Though this year’s grapes may not be perfect, they still have some great characteristics (moments) I can tease out. When it comes to Corona, I can think about how this past year she would join me for the yoga and mat work portion of my workout almost every day, how we had a lot of great couch snuggling, how she would get so excited when I would take her for a small half-block stroll, and how on our last day together all three of us rallied and enjoyed one final jaunt in the park. When it comes to other aspects of this year, I can reflect on all of the great wines I enjoyed on the patio this summer as my husband and I watched the sun go down and the occasional bat fly around, the fun of starting a wine and book club with my best friend, the amazing time my husband and I had at a random 10:30 p.m. Lit concert, and the unforgettable Scotland and Ireland trip my mom and I took. These are the moments I want shaping this vintage.

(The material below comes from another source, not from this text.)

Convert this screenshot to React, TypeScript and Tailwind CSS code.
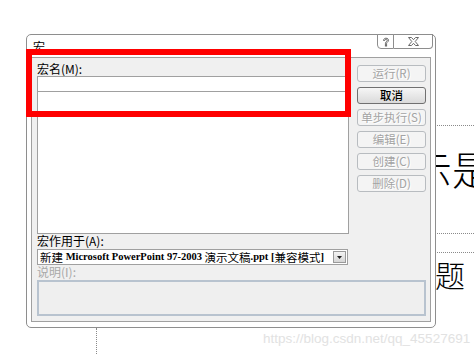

And, as harvest season comes to an end and my wine rests in its barrels, I will think of all the good things still to come from this year. I will think about the little excursion my husband and I are going to take to North Platte, all of the horror movies we will watch this Halloween season, the joys of watching football with maybe, just maybe, Travis Kelce suffering from a career ending injury, the beauty of my Christmas village setup in my box window, and that as long as they stay on schedule, I will be getting to celebrate my 41st birthday evening by watching the new "Scream” movie. Not every growing season is a gem, but there’s no way to know what magical things can happen as that juice turns to wine.

I will use all of these tools and practices to give my vintage new meaning. I will take what could have been a vintage that tastes of vinegar, to a vintage that can rate 89 on the wine point scale. Not the best year, but still enjoyable.

I hope you are each having a successful and wonderful vintage. And, if you are not, I hope you can find the right methods to give you an end product similar to California’s 2023 Pinot Noir. Now, I think I will go out and get me one of these bottles and do a little cheers to my 40th vintage and making it the best that it can be.